Common Reasons for Production Access Denial
Insufficient use case description. AWS can't approve what it doesn't understand. More detail is always better.
No mention of consent practices. AWS requires that marketing email goes only to people who explicitly opted in. Not mentioning how you collect consent raises a flag.
No bounce/complaint handling described. AWS monitors your complaint rate. If your request doesn't describe how you handle complaints, reviewers assume you haven't set it up.
Unrealistic volume claims. Claiming you'll send 10 million emails/month as a new account raises scrutiny. Start with realistic near-term volume.
Account flags from sandbox abuse. If you've used the sandbox to try sending to non-verified addresses (which fails but is logged), this can flag your account for slower review.
Frequently Asked Questions
How long does Amazon SES production access approval take?
Most legitimate requests are approved within 1 business day. Requests with insufficient detail may take 3–5 business days or require follow-up from AWS. Providing specific, complete information about your consent practices and bounce handling in the initial request minimizes review time.
Can I send to my list while waiting for production access?

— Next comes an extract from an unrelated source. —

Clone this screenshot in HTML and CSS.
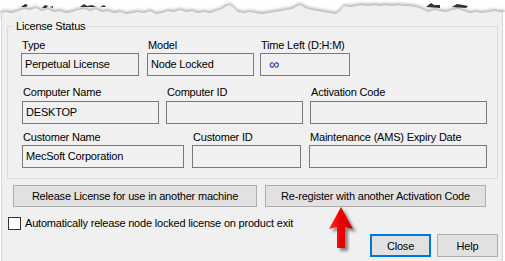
FILE: index.html
```html
<!DOCTYPE html>
<html>
<head>
<meta charset="utf-8">
<link rel="stylesheet" href="styles.css">
</head>
<body>
<div class="dialog">
  <fieldset class="group">
    <legend>License Status</legend>
    <div class="row r1">
      <div class="field f-type"><label>Type</label><div class="box">Perpetual License</div></div>
      <div class="field f-model"><label>Model</label><div class="box">Node Locked</div></div>
      <div class="field f-time"><label>Time Left (D:H:M)</label><div class="box inf">∞</div></div>
    </div>
    <div class="row r2">
      <div class="field f-cname"><label>Computer Name</label><div class="box">DESKTOP</div></div>
      <div class="field f-cid"><label>Computer ID</label><div class="box"></div></div>
      <div class="field f-act"><label>Activation Code</label><div class="box"></div></div>
    </div>
    <div class="row r3">
      <div class="field f-cuname"><label>Customer Name</label><div class="box">MecSoft Corporation</div></div>
      <div class="field f-cuid"><label>Customer ID</label><div class="box"></div></div>
      <div class="field f-ams"><label>Maintenance (AMS) Expiry Date</label><div class="box"></div></div>
    </div>
  </fieldset>
  <div class="actions">
    <button class="btn btn-release">Release License for use in another machine</button>
    <button class="btn btn-rereg">Re-register with another Activation Code</button>
  </div>
  <label class="check"><span class="cb"></span><span>Automatically release node locked license on product exit</span></label>
  <div class="footer">
    <button class="btn btn-foot btn-default">Close</button>
    <button class="btn btn-foot">Help</button>
  </div>
</div>

<svg class="torn" width="505" height="19" viewBox="0 0 505 19">
  <defs>
    <filter id="blur" x="-5%" y="-50%" width="110%" height="200%"><feGaussianBlur stdDeviation="1.5"/></filter>
    <filter id="blur2" x="-20%" y="-100%" width="140%" height="300%"><feGaussianBlur stdDeviation="0.6"/></filter>
  </defs>
  <rect x="0" y="0" width="505" height="19" fill="#ffffff"/>
  <path filter="url(#blur)" fill="#b4b4b4" transform="translate(0,-2)" d="M0,13 L6,12 L12,13 L18,11 L24,9 L30,10 L36,8 L42,11 L48,9 L54,12 L60,11 L66,13 L72,12 L78,10 L84,9 L90,11 L96,9 L102,12 L108,11 L114,13 L120,12 L126,14 L132,13 L138,12 L144,13 L150,11 L156,14 L162,13 L168,11 L174,12 L180,10 L186,12 L192,11 L198,13 L204,12 L210,13 L216,11 L222,9 L226,6 L230,5 L234,8 L238,12 L244,13 L250,12 L256,13 L262,14 L268,13 L274,12 L280,11 L286,10 L292,9 L297,6 L301,5 L305,8 L312,10 L318,11 L324,12 L330,13 L336,14 L341,10 L344,6 L350,7 L356,6 L362,5 L368,6 L374,5 L380,6 L386,5 L392,6 L398,5 L404,6 L410,6 L416,7 L422,9 L428,12 L434,10 L440,11 L446,12 L452,10 L458,9 L464,11 L470,13 L476,12 L482,13 L488,12 L494,11 L500,12 L505,12 L505,19 L0,19 Z"/>
  <g fill="#333" filter="url(#blur2)">
    <path d="M21,7 L25,4 L28,5 L26,7 Z"/>
    <path d="M42,8 L45,5 L48,6 L46,8 Z"/>
    <path d="M50,7 L53,6 L53,8 Z"/>
    <path d="M80,7 L84,4 L87,6 L92,5 L96,7 Z"/>
    <path d="M100,7 L104,5 L106,7 Z"/>
    <path d="M426,7 L431,3 L434,5 L440,5 L440,8 Z"/>
    <path d="M452,7 L457,4 L463,5 L468,6 L466,8 Z"/>
  </g>
  <path fill="#f0f0f0" d="M0,13 L6,12 L12,13 L18,11 L24,9 L30,10 L36,8 L42,11 L48,9 L54,12 L60,11 L66,13 L72,12 L78,10 L84,9 L90,11 L96,9 L102,12 L108,11 L114,13 L120,12 L126,14 L132,13 L138,12 L144,13 L150,11 L156,14 L162,13 L168,11 L174,12 L180,10 L186,12 L192,11 L198,13 L204,12 L210,13 L216,11 L222,9 L226,6 L230,5 L234,8 L238,12 L244,13 L250,12 L256,13 L262,14 L268,13 L274,12 L280,11 L286,10 L292,9 L297,6 L301,5 L305,8 L312,10 L318,11 L324,12 L330,13 L336,14 L341,10 L344,6 L350,7 L356,6 L362,5 L368,6 L374,5 L380,6 L386,5 L392,6 L398,5 L404,6 L410,6 L416,7 L422,9 L428,12 L434,10 L440,11 L446,12 L452,10 L458,9 L464,11 L470,13 L476,12 L482,13 L488,12 L494,11 L500,12 L505,12 L505,19 L0,19 Z"/>
  <rect x="1" y="12" width="1" height="7" fill="#d6d6d6"/>
  <rect x="502" y="12" width="1" height="7" fill="#d6d6d6"/>
  <rect x="503" y="12" width="2" height="7" fill="#ffffff"/>
</svg>

<svg class="arrow" width="50" height="60" viewBox="320 200 50 60">
  <defs>
    <linearGradient id="red" x1="0" y1="0" x2="1" y2="0">
      <stop offset="0" stop-color="#ff2a2a"/>
      <stop offset="0.5" stop-color="#ee0000"/>
      <stop offset="1" stop-color="#c80000"/>
    </linearGradient>
    <filter id="sh" x="-50%" y="-50%" width="200%" height="200%">
      <feDropShadow dx="3" dy="3" stdDeviation="1.8" flood-color="#000" flood-opacity="0.45"/>
    </filter>
  </defs>
  <polygon filter="url(#sh)" fill="url(#red)" points="341,207 353,229 345,227 345,248 337,248 337,227 329,229"/>
</svg>
</body>
</html>
```
FILE: styles.css
```css
* { box-sizing: border-box; }
html, body { margin: 0; padding: 0; }
body {
  width: 505px;
  height: 261px;
  overflow: hidden;
  background: #ffffff;
  position: relative;
  font-family: "Liberation Sans", Arial, sans-serif;
  font-size: 11px;
  letter-spacing: -0.2px;
  color: #000;
}
.dialog {
  margin-left: 1px;
  width: 502px;
  height: 261px;
  background: #f0f0f0;
  border-left: 1px solid #d6d6d6;
  border-right: 1px solid #d6d6d6;
  padding-top: 20px;
}
.group {
  margin: 0 0 0 5px;
  width: 491px;
  padding: 6px 0 10px 0;
  border: 1px solid #dcdcdc;
  min-inline-size: 0;
}
.group legend {
  margin-left: 6px;
  padding: 0 2px;
  line-height: 13px;
  height: 13px;
}
.row { display: flex; }
.r1 { padding-left: 13px; }
.r2 { margin-top: 10px; padding-left: 14px; }
.r3 { margin-top: 7px; padding-left: 14px; }
.field label {
  display: block;
  height: 13px;
  line-height: 13px;
  padding-left: 1px;
  margin-bottom: 1px;
  white-space: nowrap;
}
.r2 .field label { margin-bottom: 2px; }
.box {
  height: 23px;
  border: 1px solid #7a7a7a;
  background: #f0f0f0;
  padding: 0 3px;
  line-height: 20px;
  white-space: nowrap;
  overflow: hidden;
}
.box.inf { padding-left: 8px; color: #1a1a80; font-size: 14px; }
.f-type { width: 118px; }
.f-model { width: 107px; margin-left: 8px; }
.f-time { width: 90px; margin-left: 6px; }
.f-cname { width: 137px; }
.f-cid { width: 137px; margin-left: 7px; }
.f-act { width: 177px; margin-left: 7px; }
.f-cuname { width: 162px; }
.f-cuid { width: 109px; margin-left: 8px; }
.f-ams { width: 178px; margin-left: 8px; }

.btn {
  font-family: inherit;
  font-size: 11px;
  letter-spacing: -0.2px;
  color: #000;
  background: #e1e1e1;
  border: 1px solid #adadad;
  padding: 0;
  margin: 0;
  border-radius: 0;
  text-align: center;
}
.actions {
  display: flex;
  gap: 8px;
  margin-top: 6px;
  padding-left: 11px;
}
.btn-release { width: 244px; height: 22px; }
.btn-rereg { width: 221px; height: 22px; }
.check {
  display: flex;
  align-items: center;
  gap: 4px;
  margin-top: 10px;
  padding-left: 6px;
  line-height: 13px;
  height: 13px;
}
.cb {
  width: 13px;
  height: 13px;
  border: 1px solid #333;
  background: #fff;
  flex: none;
}
.footer {
  display: flex;
  justify-content: flex-end;
  gap: 6px;
  margin-top: 4px;
  padding-right: 4px;
}
.btn-foot { width: 61px; height: 23px; }
.btn-default {
  border-color: #0078d7;
  box-shadow: inset 0 0 0 1px #0078d7;
}
.torn {
  position: absolute;
  left: 0;
  top: 0;
}
.arrow {
  position: absolute;
  left: 320px;
  top: 200px;
}
```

No. Sandbox mode only delivers to manually verified addresses. You cannot reach your actual subscriber list until production access is approved. Use the waiting period to complete your technical setup: verify your domain, configure DKIM, and set up bounce/complaint handling.
What's the sending limit after Amazon SES production access is approved?
Initial production access typically provides a 200 emails/day quota that scales automatically as you send. Most accounts reach 50,000+ emails/day within 30 days of consistent clean sending. You can request specific limit increases at any time through AWS Support.
Does being in Amazon SES sandbox affect deliverability?
No - sandbox mode is purely a sending restriction, not a deliverability issue. Your test sends to verified addresses will arrive normally. Once you move to production, your deliverability is determined by your domain reputation, IP warm-up, and list quality, not by sandbox history.